The analysis, published Monday, outlined higher insurance premiums shouldered by employers when a nearby hospital raises its prices. Those higher payroll expenses lead employers to cut workers rather than trim wages, researchers from the University of Chicago, Yale, the University of Wisconsin, Harvard and the federal government found.
“This work highlights that healthcare price growth is generating severe macroeconomic and social consequences in the U.S.,” the researchers wrote in their working paper.
Specifically, the group found that a 1% increase in healthcare prices decreased the payroll and employment of non-healthcare employers by about 0.4%. Additionally, county-level decreases in income and increases in unemployment rates from that 1% increase led to losses for the federal government by way of 2.5% higher unemployment insurance payments and a 0.4% reduction in federal income tax revenue collection.
The impacts grew when considering a hospital price increase of 5%—a level previous research has tied to the roughly 20% of consummated hospital mergers exceeding regulators' cutoffs for highly concentrated markets.
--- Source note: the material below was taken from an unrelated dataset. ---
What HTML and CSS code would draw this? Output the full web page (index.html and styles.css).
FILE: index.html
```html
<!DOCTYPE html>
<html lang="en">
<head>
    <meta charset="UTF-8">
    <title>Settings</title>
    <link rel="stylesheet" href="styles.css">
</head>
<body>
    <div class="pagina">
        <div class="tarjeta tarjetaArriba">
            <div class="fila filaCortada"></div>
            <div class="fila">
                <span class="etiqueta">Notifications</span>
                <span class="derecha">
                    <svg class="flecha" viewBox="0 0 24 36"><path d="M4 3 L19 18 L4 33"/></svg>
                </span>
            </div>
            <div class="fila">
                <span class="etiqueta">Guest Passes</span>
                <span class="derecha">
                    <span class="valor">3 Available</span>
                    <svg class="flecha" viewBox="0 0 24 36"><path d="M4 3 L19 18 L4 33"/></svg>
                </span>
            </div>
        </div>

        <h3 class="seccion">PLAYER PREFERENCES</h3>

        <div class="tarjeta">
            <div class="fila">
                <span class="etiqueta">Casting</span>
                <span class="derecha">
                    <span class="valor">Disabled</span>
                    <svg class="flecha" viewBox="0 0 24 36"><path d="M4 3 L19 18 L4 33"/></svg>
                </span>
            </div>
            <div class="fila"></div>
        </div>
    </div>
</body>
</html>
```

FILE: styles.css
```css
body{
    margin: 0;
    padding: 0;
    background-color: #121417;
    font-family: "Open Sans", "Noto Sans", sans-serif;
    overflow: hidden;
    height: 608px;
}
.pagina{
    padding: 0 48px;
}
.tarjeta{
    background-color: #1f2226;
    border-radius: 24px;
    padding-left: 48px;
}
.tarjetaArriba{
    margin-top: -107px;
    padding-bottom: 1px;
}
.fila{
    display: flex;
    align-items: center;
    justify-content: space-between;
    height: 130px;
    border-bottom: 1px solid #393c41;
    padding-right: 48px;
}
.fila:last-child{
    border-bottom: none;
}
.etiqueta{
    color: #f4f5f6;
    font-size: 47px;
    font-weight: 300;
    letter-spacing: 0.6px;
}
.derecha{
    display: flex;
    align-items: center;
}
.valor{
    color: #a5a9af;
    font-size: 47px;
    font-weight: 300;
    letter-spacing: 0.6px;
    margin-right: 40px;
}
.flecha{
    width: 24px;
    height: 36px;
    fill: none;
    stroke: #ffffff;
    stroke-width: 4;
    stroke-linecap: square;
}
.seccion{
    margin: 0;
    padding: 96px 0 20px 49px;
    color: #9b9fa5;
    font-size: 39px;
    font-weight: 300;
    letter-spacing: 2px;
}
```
Within their sample, such a post-merger price gain is tied to $32 million of local lost wages, 203 job losses, a $6.8 million cut in federal tax revenue and—when considering prior research on job losses—one death from suicide or opioid overdose, they wrote.
The team measured the impact using data on privately insured workers from the Health Care Cost Institute (HCCI), employer premiums from the U.S. Department of Labor and income tax return filings from the Internal Revenue Service.
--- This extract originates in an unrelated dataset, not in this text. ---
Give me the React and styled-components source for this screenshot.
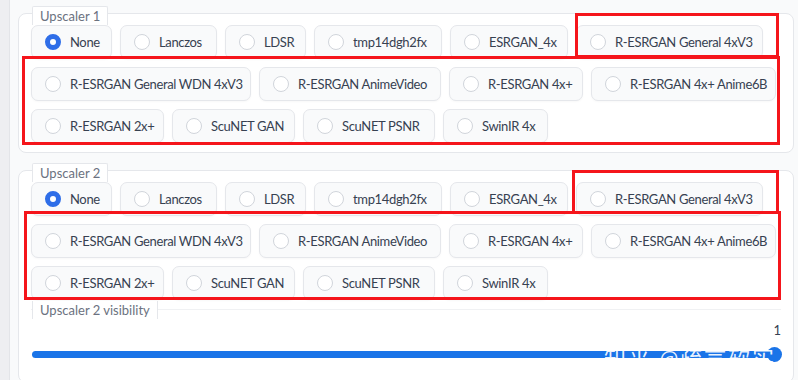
import React from 'react'
import styled, { createGlobalStyle } from 'styled-components'

// widths read off the reference so the rows line up with the markers
const rows = [
  [['None', 81], ['Lanczos', 97], ['LDSR', 81], ['tmp14dgh2fx', 128], ['ESRGAN_4x', 118], ['R-ESRGAN General 4xV3', 187]],
  [['R-ESRGAN General WDN 4xV3', 220], ['R-ESRGAN AnimeVideo', 182], ['R-ESRGAN 4x+', 134], ['R-ESRGAN 4x+ Anime6B', 185]],
  [['R-ESRGAN 2x+', 133], ['ScuNET GAN', 123], ['ScuNET PSNR', 132], ['SwinIR 4x', 105]],
]

const marks = [
  { left: 575, top: 13, width: 204, height: 45 },
  { left: 22, top: 56, width: 758, height: 89 },
  { left: 572, top: 170, width: 207, height: 44 },
  { left: 24, top: 211, width: 757, height: 89 },
]

const Upscaler = ({ title, children }) => (
  <Card>
    <Label>{title}</Label>
    <Rows>
      {rows.map((row, i) => (
        <Row key={i}>
          {row.map(([name, width]) => (
            <Option key={name} $width={width}>
              <Radio $checked={name === 'None'} />
              <OptionText>{name}</OptionText>
            </Option>
          ))}
        </Row>
      ))}
    </Rows>
    {children}
  </Card>
)

const App = () => {
  return (
    <Page>
      <GlobalStyle />
      <Column>
        <Upscaler title="Upscaler 1" />
        <Upscaler title="Upscaler 2">
          <SliderBlock>
            <SliderLabel>Upscaler 2 visibility</SliderLabel>
            <Value>1</Value>
            <Track>
              <Thumb />
            </Track>
          </SliderBlock>
        </Upscaler>
      </Column>

      {marks.map((m, i) => (
        <Mark key={i} style={m} />
      ))}
      <Watermark>知乎 @疏言软实</Watermark>
    </Page>
  )
}

const GlobalStyle = createGlobalStyle`
  body {
    margin: 0;
    background: #eeeef1;
    font-family: "Lato", "Noto Sans", "Noto Sans CJK SC", sans-serif;
  }
`

const Page = styled.div`
  position: relative;
  width: 798px;
  height: 380px;
  overflow: hidden;
  background: #eeeef1;
`

const Column = styled.div`
  margin-left: 9px;
  height: 100%;
  border-left: 1px solid #e3e4e8;
  background: #f9fafb;
  padding: 13px 4px 0 8px;
  display: flex;
  flex-direction: column;
  gap: 17px;
`

const Card = styled.div`
  background: #fff;
  border: 1px solid #e5e7eb;
  border-radius: 8px;
  padding: 0 12px 9px;
  display: flex;
  flex-direction: column;
  align-items: flex-start;
`

const Label = styled.div`
  margin: -8px 0 0 1px;
  height: 18px;
  padding: 0 7px;
  border: 1px solid #e5e7eb;
  border-bottom: none;
  border-radius: 2px 2px 0 0;
  background: #fff;
  color: #6b7280;
  font-size: 13px;
  line-height: 18px;
`

const Rows = styled.div`
  display: flex;
  flex-direction: column;
  gap: 8px;
`

const Row = styled.div`
  display: flex;
  gap: 8px;
`

const Option = styled.div`
  display: flex;
  align-items: center;
  gap: 9px;
  width: ${p => p.$width}px;
  height: 34px;
  box-sizing: border-box;
  padding: 0 0 0 13px;
  border: 1px solid #e5e7eb;
  border-radius: 7px;
  background: #f9fafb;
  box-shadow: 0 1px 2px rgba(0, 0, 0, 0.03);
  overflow: hidden;
`

const Radio = styled.span`
  width: 16px;
  height: 16px;
  box-sizing: border-box;
  border-radius: 50%;
  border: ${p => (p.$checked ? '5px solid #2f6ee8' : '1px solid #d1d5db')};
  background: #fff;
  flex-shrink: 0;
`

const OptionText = styled.span`
  color: #374151;
  font-size: 13px;
  letter-spacing: -0.35px;
  white-space: nowrap;
`

const SliderBlock = styled.div`
  align-self: stretch;
  margin-top: 1px;
  display: flex;
  flex-direction: column;
  padding-bottom: 15px;
  background: linear-gradient(#f0f1f3, #f0f1f3) 0 8px / 100% 1px no-repeat;
`

const SliderLabel = styled.div`
  align-self: flex-start;
  margin-left: 1px;
  height: 18px;
  padding: 0 7px;
  border-left: 1px solid #e5e7eb;
  border-right: 1px solid #e5e7eb;
  background: #fff;
  color: #6b7280;
  font-size: 13px;
  line-height: 18px;
`

const Value = styled.div`
  align-self: flex-end;
  margin-top: 3px;
  color: #374151;
  font-size: 13px;
  line-height: 16px;
`

const Track = styled.div`
  position: relative;
  margin: 13px 6px 0 1px;
  height: 7px;
  border-radius: 4px;
  background: #1a74e8;
`

const Thumb = styled.div`
  position: absolute;
  right: -7px;
  top: -4px;
  width: 15px;
  height: 15px;
  border-radius: 50%;
  background: #1a74e8;
`

const Mark = styled.div`
  position: absolute;
  box-sizing: border-box;
  border: 3px solid #f5151b;
  pointer-events: none;
`

const Watermark = styled.div`
  position: absolute;
  left: 604px;
  top: 340px;
  color: rgba(255, 255, 255, 0.92);
  font-size: 22px;
  letter-spacing: 2px;
  white-space: nowrap;
`

export default App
Middle-income workers tend to be most affected by these layoffs, they wrote, as the premiums tend to serve as a “head tax” paid out per worker rather than per dollar earned.
As such, higher earners (those earning $100,000 per year or more) felt almost no impact from the unemployment effect of increased hospital prices. On the other end, the lowest wage workers (those earning $20,000 per year or less) very rarely receive health insurance benefits from their employer and so are near-immune to the higher premiums.
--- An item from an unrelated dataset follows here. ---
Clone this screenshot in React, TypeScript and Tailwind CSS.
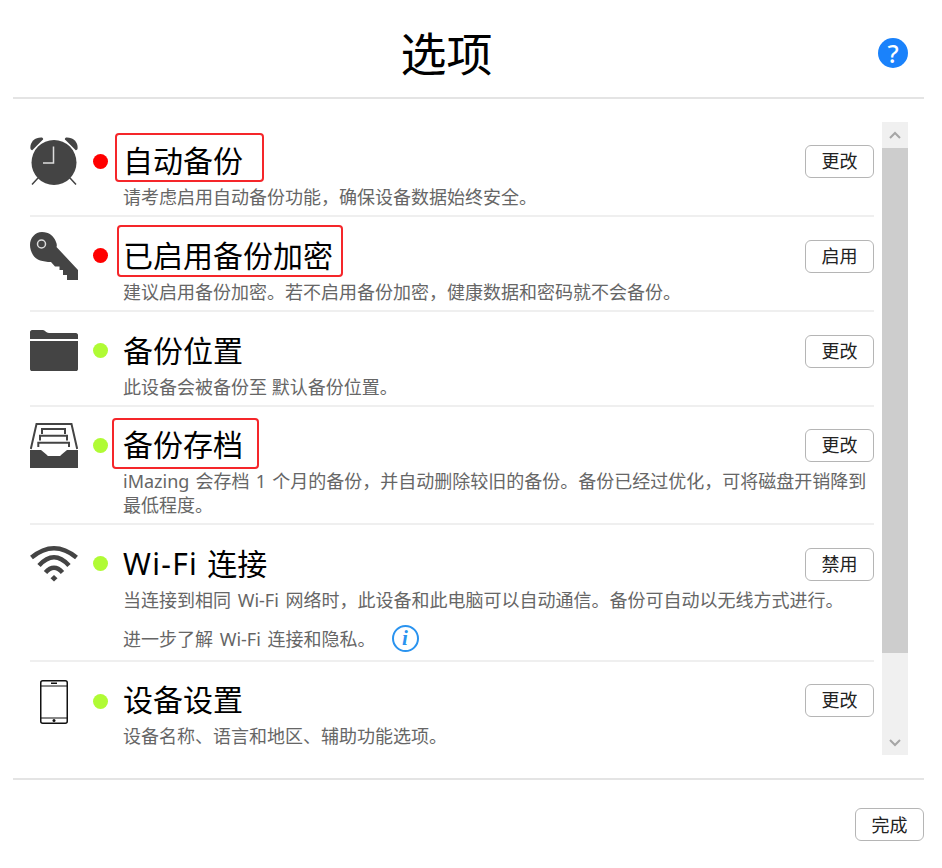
import type { ReactNode } from "react";

const font = "font-['Noto_Sans','Noto_Sans_CJK_SC',sans-serif]";

const AlarmIcon = () => (
  <svg width="48" height="48" viewBox="0 0 48 48">
    <path d="M0.500 12 C-0.500 5 5 0 12 0.500 C13 1 13.500 2 13 2.500 L2.500 13 C2 13.500 1 13 0.500 12Z" fill="#444" />
    <path d="M47.500 12 C48.500 5 43 0 36 0.500 C35 1 34.500 2 35 2.500 L45.500 13 C46 13.500 47 13 47.500 12Z" fill="#444" />
    <circle cx="24" cy="25.500" r="23.500" fill="#fff" />
    <circle cx="24" cy="25.500" r="22.500" fill="#444" />
    <path d="M2 47.500 L8 41 M46 47.500 L40 41" stroke="#444" strokeWidth="1.500" />
    <path d="M23.500 9.500 V26 H13" stroke="#ddd" strokeWidth="1.500" fill="none" />
  </svg>
);

const KeyIcon = () => (
  <svg width="48" height="48" viewBox="0 0 48 48">
    <path
      d="M12 0 C19 0 24 4 26 10 C27 12 27 14 26.500 15 L48 38 V48 H37 V43 H33 V38 H29.500 V34.500 H25 L21 30 C13 30 6 28 3 23 C1 20 0 16 0 13 C0 6 5 0 12 0Z"
      fill="#444"
    />
    <circle cx="11.500" cy="12" r="4" fill="none" stroke="#ddd" strokeWidth="1.500" />
  </svg>
);

const FolderIcon = () => (
  <svg width="48" height="42" viewBox="0 0 48 42">
    <path d="M0 9 V2 C0 1 1 0 2 0 H13 C15 0 16 3 19 3 H46 C47 3 48 4 48 5 V9Z" fill="#444" />
    <path d="M0 11 H48 V39 C48 40.500 47 41 46 41 H2 C1 41 0 40.500 0 39Z" fill="#444" />
  </svg>
);

const TrayIcon = () => (
  <svg width="48" height="46" viewBox="0 0 48 46">
    <path d="M0.800 26 L6.500 1 H41.500 L47.200 26" fill="none" stroke="#444" strokeWidth="2" />
    <path d="M12 11 V6 H35 V11" fill="none" stroke="#444" strokeWidth="2" />
    <path d="M10 17.500 V12.700 H37 V17.500" fill="none" stroke="#444" strokeWidth="2" />
    <path d="M8.300 24 V19.700 H39 V24" fill="none" stroke="#444" strokeWidth="2" />
    <path d="M0 27 H11 L17 32 C17.500 33 18 33 19 33 H29 C30 33 30.500 33 31 32 L37 27 H48 V45 H0Z" fill="#444" />
  </svg>
);

const WifiIcon = () => (
  <svg width="48" height="37" viewBox="0 0 48 37">
    <path d="M1.500 12.500 Q24 -6 46.500 12.500" fill="none" stroke="#444" strokeWidth="4.500" />
    <path d="M9 20.500 Q24 4 39 20.500" fill="none" stroke="#444" strokeWidth="4.500" />
    <path d="M15.500 27.500 Q24 18 32.500 27.500" fill="none" stroke="#444" strokeWidth="4.500" />
    <path d="M24 30 L27.500 33.300 L24 36.500 L20.500 33.300Z" fill="#444" />
  </svg>
);

const PhoneIcon = () => (
  <svg width="28" height="44" viewBox="0 0 28 44">
    <rect x="0.750" y="0.750" width="26.500" height="42.500" rx="2" fill="none" stroke="#111" strokeWidth="1.500" />
    <path d="M1 6 H27 M1 38 H27" stroke="#111" strokeWidth="1" />
    <rect x="11" y="2.500" width="6" height="1.500" fill="#111" />
    <circle cx="14" cy="40.500" r="1.500" fill="#111" />
  </svg>
);

const Chevron = ({ up }: { up?: boolean }) => (
  <svg width="12" height="8" viewBox="0 0 12 8">
    <path d={up ? "M1 7 L6 2 L11 7" : "M1 1 L6 6 L11 1"} fill="none" stroke="#a6a6a6" strokeWidth="2" />
  </svg>
);

const Button = ({ label }: { label: string }) => (
  <button className="w-[69px] h-[33px] shrink-0 rounded-[6px] border border-[#b5b5b5] bg-white text-[18px] leading-none text-[#222]">
    {label}
  </button>
);

const Dot = ({ red }: { red?: boolean }) => (
  <span className={`w-[15px] h-[15px] rounded-full shrink-0 ${red ? "bg-[#ff0000]" : "bg-[#b0fb35]"}`} />
);

type RowProps = {
  icon: ReactNode;
  red?: boolean;
  title: ReactNode;
  action: string;
  box?: string;
  children: ReactNode;
  pad: string;
  dotH: string;
  textPad: string;
  last?: boolean;
};

const Row = ({ icon, red, title, action, box, children, pad, dotH, textPad, last }: RowProps) => (
  <div className={`flex items-start ${pad} ${last ? "" : "border-b-2 border-[#efefef]"}`}>
    <div className="w-[48px] shrink-0 flex justify-center items-start">{icon}</div>
    <div className={`w-[45px] shrink-0 flex justify-center items-center ${dotH}`}>
      <Dot red={red} />
    </div>
    <div className={`flex-1 min-w-0 ${textPad}`}>
      <div className="flex items-center justify-between">
        <div className="relative text-[30px] leading-[36px] text-black">
          {title}
          {box && <div className={`absolute border-2 border-[#f5262a] rounded-[4px] ${box}`} />}
        </div>
        <Button label={action} />
      </div>
      <div className="mt-[6px] text-[18px] leading-[24px] text-[#666]">{children}</div>
    </div>
  </div>
);

export default function App() {
  return (
    <div className={`w-[942px] h-[868px] bg-white overflow-hidden ${font}`}>
      <header className="relative ml-[13px] mr-[18px] h-[99px] border-b-2 border-[#e4e4e4] flex items-center justify-center pt-[8px] pr-[44px]">
        <h1 className="text-[46px] leading-none text-black">选项</h1>
        <span className="absolute right-[16px] top-[38px] w-[30px] h-[30px] rounded-full bg-[#1a82fb] text-white text-[25px] font-medium leading-[30px] text-center">
          ?
        </span>
      </header>

      <main className="flex pl-[30px] pt-[23px] h-[633px] box-content">
        <div className="w-[844px]">
          <Row icon={<AlarmIcon />} red title="自动备份" action="更改" pad="pt-[15px] h-[95px]" dotH="h-[48px]" textPad="pt-[6px]" box="-left-[8px] -top-[10px] w-[149px] h-[49px]">
            请考虑启用自动备份功能，确保设备数据始终安全。
          </Row>
          <Row icon={<KeyIcon />} red title="已启用备份加密" action="启用" pad="pt-[15px] h-[95px]" dotH="h-[47px]" textPad="pt-[6px]" box="-left-[6px] -top-[13px] w-[226px] h-[52px]">
            建议启用备份加密。若不启用备份加密，健康数据和密码就不会备份。
          </Row>
          <Row icon={<FolderIcon />} title="备份位置" action="更改" pad="pt-[18px] h-[95px]" dotH="h-[40px]" textPad="pt-[3px]">
            此设备会被备份至 默认备份位置。
          </Row>
          <Row icon={<TrayIcon />} title="备份存档" action="更改" pad="pt-[16px] h-[118px]" dotH="h-[44px]" textPad="pt-[4px]" box="-left-[11px] -top-[9px] w-[147px] h-[51px]">
            <span className="[word-spacing:1.5px]">
              iMazing 会存档 1 个月的备份，并自动删除较旧的备份。备份已经过优化，可将磁盘开销降到最低程度。
            </span>
          </Row>
          <Row
            icon={<WifiIcon />}
            title={
              <>
                <span className="tracking-[1.3px]">Wi-Fi </span>连接
              </>
            }
            action="禁用"
            pad="pt-[20px] h-[137px]"
            dotH="h-[36px]"
            textPad="pt-[1px]"
          >
            <p className="[word-spacing:2px]">当连接到相同 Wi-Fi 网络时，此设备和此电脑可以自动通信。备份可自动以无线方式进行。</p>
            <p className="mt-[13px] flex items-center [word-spacing:2px]">
              进一步了解 Wi-Fi 连接和隐私。
              <span className="ml-[16px] w-[27px] h-[27px] rounded-full border-2 border-[#2a93ef] text-[#2a93ef] text-[21px] leading-[23px] text-center italic font-bold font-['Liberation_Serif',serif]">
                i
              </span>
            </p>
          </Row>
          <Row icon={<PhoneIcon />} title="设备设置" action="更改" pad="pt-[18px]" dotH="h-[42px]" textPad="pt-[2px]" last>
            设备名称、语言和地区、辅助功能选项。
          </Row>
        </div>

        <div className="ml-[8px] w-[26px] bg-[#f0f0f0] flex flex-col">
          <div className="h-[26px] flex items-center justify-center">
            <Chevron up />
          </div>
          <div className="h-[505px] bg-[#cdcdcd]" />
          <div className="flex-1 flex items-end justify-center pb-[8px]">
            <Chevron />
          </div>
        </div>
      </main>

      <footer className="ml-[13px] mr-[18px] mt-[23px] border-t-2 border-[#e4e4e4] pt-[28px] flex justify-end">
        <Button label="完成" />
      </footer>
    </div>
  );
}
The group’s analysis specifically looked at 304 horizontal hospital mergers consummated between 2010 and 2015, and compared those to prices at non-merging hospitals. On average, these mergers led to price increases of 1.2% over two years after the deal, though “this average masks substantial variation in the post-merger price increases across transactions,” researchers wrote.
The team said their analysis is designed to measure how the average price of care for employers “would have evolved over time if the only thing that had occurred were hospital mergers that raised prices, with other prices and quantities held fixed.” They also noted that HCCI, their source for insurance claims data, contains information on 28% of the country with employer-sponsored insurance coverage.
The work joins a growing body of academic evidence raising alarms on the effect of healthcare industry consolidation, particularly among providers. Though the hospital industry and those undergoing a merger often defend the deals by citing spending efficiencies and lifelines for failing hospitals, researchers argue that price increases with limited care quality improvements are the more likely outcome.
“In the absence of concrete steps to address healthcare price growth, rising health spending will raise labor costs and reduce business dynamism outside the health sector, put pressure on the federal budget and exacerbate income inequality,” they wrote. “We hope this research motivates future analysis of strategies to address healthcare price growth in the U.S. and ways to screen for and challenge hospital mergers that lessen competition and lead to higher prices,” the researchers wrote in the paper.
The hospital lobby disagrees. In a blog post published Monday afternoon, American Hospital Association Group Vice President for Public Policy Molly Smith critiqued the study's "extremely limited and disparate data," its exclusion of the health sector when quantifying changes in employment levels and its backer Arnold Ventures.
The condemnations were strongest for the researchers' linking of hospital price increases to suicide risk.
"Quite frankly, it is unconscionable given the lengths hospitals go to every day to save people who have attempted or are at risk of taking their own life," Smith wrote. "...Perhaps Arnold Ventures should have directed this funding to research on how to reduce suicide rather than a shoddy attack on those who treat behavioral health problems every day."
Hospitals and health systems jumped into 2024 with a flurry of dealmaking, and industry watchers forecast an uptick in agreements as a fair portion of the sector fends off persistent losses. Rampant consolidation has also become a focal point in Washington, whether that be among federal regulators or lawmakers on both sides of the aisle.